What is the count of lines in the listing below that hold the string "React"? Reply with that number alone.

══ Excerpted records

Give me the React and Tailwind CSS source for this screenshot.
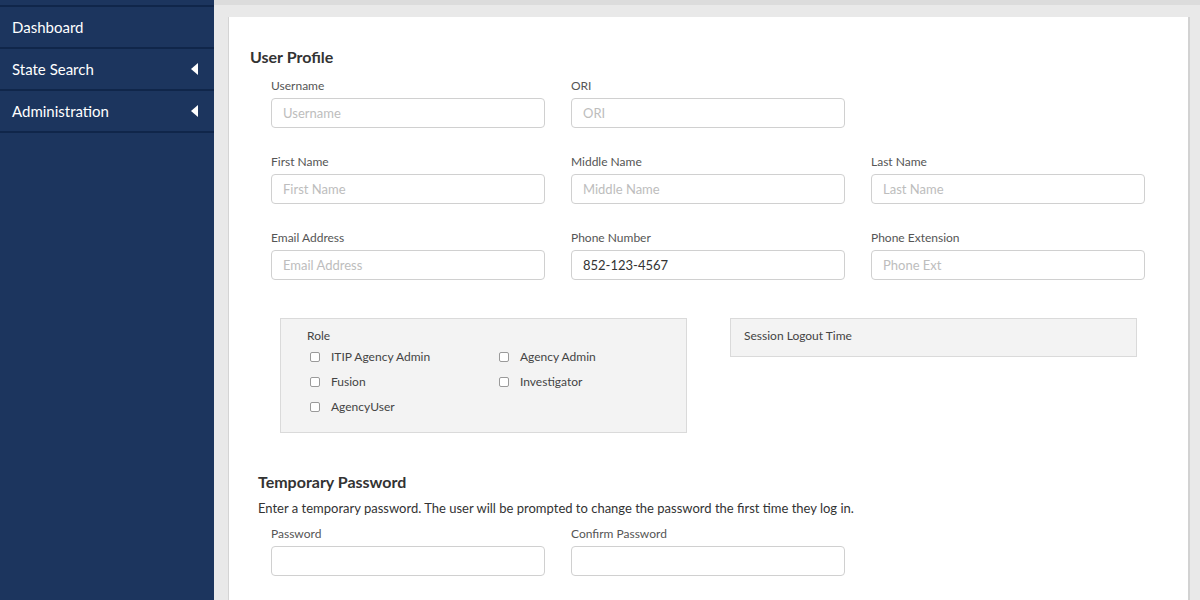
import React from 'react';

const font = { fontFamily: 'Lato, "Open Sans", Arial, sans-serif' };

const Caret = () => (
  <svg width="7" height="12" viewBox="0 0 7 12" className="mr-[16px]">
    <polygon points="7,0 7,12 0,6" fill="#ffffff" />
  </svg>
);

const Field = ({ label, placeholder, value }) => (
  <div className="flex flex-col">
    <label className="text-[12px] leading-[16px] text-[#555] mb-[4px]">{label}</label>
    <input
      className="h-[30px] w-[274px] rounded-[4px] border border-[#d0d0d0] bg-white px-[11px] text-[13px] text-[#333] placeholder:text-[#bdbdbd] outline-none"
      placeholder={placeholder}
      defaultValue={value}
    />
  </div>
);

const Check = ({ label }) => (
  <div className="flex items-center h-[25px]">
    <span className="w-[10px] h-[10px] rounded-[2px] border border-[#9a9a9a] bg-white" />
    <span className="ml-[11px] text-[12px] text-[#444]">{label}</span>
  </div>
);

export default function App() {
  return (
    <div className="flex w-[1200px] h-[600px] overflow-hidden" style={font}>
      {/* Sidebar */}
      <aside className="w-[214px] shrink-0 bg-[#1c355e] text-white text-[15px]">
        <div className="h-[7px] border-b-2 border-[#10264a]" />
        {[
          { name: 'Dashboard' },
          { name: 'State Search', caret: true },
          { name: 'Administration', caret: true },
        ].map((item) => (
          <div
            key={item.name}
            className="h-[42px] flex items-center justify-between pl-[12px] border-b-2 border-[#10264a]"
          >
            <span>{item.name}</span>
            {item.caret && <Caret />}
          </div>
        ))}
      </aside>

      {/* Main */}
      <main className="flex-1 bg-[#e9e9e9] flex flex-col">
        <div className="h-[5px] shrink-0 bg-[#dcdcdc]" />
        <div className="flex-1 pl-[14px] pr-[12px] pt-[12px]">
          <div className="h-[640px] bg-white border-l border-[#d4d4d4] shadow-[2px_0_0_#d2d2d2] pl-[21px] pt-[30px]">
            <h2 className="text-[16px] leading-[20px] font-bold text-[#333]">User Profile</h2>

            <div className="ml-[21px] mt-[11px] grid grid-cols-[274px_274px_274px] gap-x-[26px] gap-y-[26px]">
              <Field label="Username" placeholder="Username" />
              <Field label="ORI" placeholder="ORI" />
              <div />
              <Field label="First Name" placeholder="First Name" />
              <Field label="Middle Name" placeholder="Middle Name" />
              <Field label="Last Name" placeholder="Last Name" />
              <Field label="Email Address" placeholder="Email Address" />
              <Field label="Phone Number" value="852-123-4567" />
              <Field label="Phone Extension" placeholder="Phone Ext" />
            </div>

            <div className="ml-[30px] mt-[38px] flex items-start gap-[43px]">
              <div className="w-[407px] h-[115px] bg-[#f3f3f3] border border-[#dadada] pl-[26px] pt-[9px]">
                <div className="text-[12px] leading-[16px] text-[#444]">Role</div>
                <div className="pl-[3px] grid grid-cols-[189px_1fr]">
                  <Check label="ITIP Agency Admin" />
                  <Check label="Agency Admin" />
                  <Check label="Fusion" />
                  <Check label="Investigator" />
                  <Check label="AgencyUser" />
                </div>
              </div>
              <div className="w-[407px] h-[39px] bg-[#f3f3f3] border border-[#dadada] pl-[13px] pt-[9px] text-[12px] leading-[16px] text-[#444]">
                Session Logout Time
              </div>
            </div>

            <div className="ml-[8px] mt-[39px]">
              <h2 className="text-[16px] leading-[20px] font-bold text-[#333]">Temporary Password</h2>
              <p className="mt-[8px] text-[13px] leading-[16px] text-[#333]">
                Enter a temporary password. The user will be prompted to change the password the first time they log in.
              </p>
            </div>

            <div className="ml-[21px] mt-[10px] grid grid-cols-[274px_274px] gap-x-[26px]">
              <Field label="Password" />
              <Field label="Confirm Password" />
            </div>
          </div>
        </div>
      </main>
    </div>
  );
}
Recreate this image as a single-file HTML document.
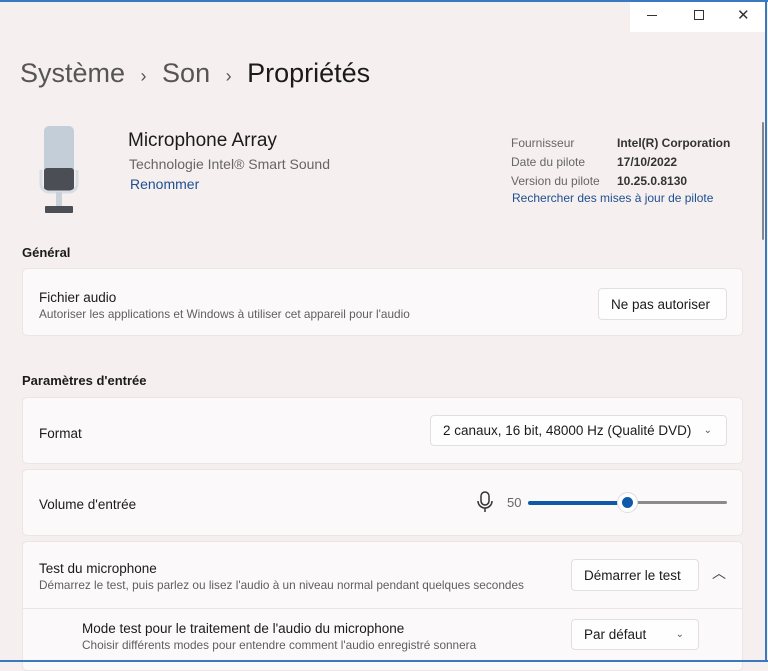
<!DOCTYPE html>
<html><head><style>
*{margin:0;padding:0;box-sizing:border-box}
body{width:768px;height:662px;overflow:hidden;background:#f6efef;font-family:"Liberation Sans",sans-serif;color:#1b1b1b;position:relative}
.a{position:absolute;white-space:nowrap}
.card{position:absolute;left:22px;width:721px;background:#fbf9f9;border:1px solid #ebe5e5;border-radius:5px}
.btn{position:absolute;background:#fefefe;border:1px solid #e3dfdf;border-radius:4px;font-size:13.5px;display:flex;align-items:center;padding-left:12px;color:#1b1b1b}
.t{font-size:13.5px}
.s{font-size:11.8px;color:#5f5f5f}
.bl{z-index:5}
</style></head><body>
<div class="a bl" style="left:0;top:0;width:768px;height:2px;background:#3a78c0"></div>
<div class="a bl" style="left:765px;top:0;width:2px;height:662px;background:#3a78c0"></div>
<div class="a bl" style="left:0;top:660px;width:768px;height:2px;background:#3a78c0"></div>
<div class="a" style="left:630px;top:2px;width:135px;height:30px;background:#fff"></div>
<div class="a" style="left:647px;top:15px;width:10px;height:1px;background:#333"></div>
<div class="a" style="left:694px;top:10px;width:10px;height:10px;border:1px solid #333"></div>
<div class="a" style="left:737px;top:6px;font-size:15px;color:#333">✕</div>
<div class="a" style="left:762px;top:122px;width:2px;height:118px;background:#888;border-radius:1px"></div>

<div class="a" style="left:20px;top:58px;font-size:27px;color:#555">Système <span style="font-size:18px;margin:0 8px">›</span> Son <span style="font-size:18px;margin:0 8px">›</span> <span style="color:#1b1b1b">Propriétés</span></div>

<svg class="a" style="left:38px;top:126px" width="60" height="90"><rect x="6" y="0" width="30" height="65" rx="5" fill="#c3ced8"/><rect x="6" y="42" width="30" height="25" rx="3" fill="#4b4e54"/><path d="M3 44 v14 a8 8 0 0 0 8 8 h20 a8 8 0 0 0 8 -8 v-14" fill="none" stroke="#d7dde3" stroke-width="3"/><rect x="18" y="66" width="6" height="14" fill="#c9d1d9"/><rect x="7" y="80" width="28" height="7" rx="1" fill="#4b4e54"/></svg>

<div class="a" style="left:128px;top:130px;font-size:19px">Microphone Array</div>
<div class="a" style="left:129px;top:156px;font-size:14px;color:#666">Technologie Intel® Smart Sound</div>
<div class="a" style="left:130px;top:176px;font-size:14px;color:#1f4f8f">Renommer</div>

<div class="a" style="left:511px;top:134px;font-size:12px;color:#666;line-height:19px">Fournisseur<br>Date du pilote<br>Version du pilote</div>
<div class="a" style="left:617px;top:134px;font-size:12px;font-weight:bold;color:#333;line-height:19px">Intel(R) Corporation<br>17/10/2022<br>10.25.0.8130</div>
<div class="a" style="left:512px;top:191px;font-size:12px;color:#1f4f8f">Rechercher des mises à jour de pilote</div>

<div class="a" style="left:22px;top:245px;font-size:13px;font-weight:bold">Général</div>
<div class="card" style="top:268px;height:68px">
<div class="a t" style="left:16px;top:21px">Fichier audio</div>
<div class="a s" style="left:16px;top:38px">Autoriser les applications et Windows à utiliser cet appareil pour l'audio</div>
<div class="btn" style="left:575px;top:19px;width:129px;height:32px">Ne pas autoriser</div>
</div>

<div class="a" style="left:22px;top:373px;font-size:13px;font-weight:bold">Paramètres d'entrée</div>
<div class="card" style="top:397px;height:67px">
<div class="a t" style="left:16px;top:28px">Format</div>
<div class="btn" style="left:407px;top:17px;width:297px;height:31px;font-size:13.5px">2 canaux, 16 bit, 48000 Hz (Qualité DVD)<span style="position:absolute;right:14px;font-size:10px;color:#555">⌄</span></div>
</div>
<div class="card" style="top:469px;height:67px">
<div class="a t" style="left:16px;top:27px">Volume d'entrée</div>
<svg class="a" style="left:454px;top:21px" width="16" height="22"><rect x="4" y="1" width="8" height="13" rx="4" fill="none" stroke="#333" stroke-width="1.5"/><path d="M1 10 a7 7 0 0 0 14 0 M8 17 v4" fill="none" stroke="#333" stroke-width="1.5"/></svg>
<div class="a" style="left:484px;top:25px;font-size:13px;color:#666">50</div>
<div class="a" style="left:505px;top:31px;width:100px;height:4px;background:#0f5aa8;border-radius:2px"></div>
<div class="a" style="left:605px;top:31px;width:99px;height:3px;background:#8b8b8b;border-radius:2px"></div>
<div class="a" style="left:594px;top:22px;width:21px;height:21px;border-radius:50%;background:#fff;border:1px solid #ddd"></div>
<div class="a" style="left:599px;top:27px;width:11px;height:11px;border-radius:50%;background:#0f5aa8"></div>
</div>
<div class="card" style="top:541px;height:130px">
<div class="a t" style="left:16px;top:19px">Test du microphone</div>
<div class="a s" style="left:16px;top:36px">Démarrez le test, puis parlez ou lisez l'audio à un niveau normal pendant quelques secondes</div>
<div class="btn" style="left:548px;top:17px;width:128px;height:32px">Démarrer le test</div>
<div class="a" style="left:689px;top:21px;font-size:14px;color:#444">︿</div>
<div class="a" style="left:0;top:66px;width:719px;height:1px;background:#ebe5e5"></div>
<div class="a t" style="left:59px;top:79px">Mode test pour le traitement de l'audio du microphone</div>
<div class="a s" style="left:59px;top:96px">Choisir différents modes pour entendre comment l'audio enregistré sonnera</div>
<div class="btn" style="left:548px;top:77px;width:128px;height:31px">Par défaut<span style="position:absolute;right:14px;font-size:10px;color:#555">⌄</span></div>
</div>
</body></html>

════

- [Answer to the task] 2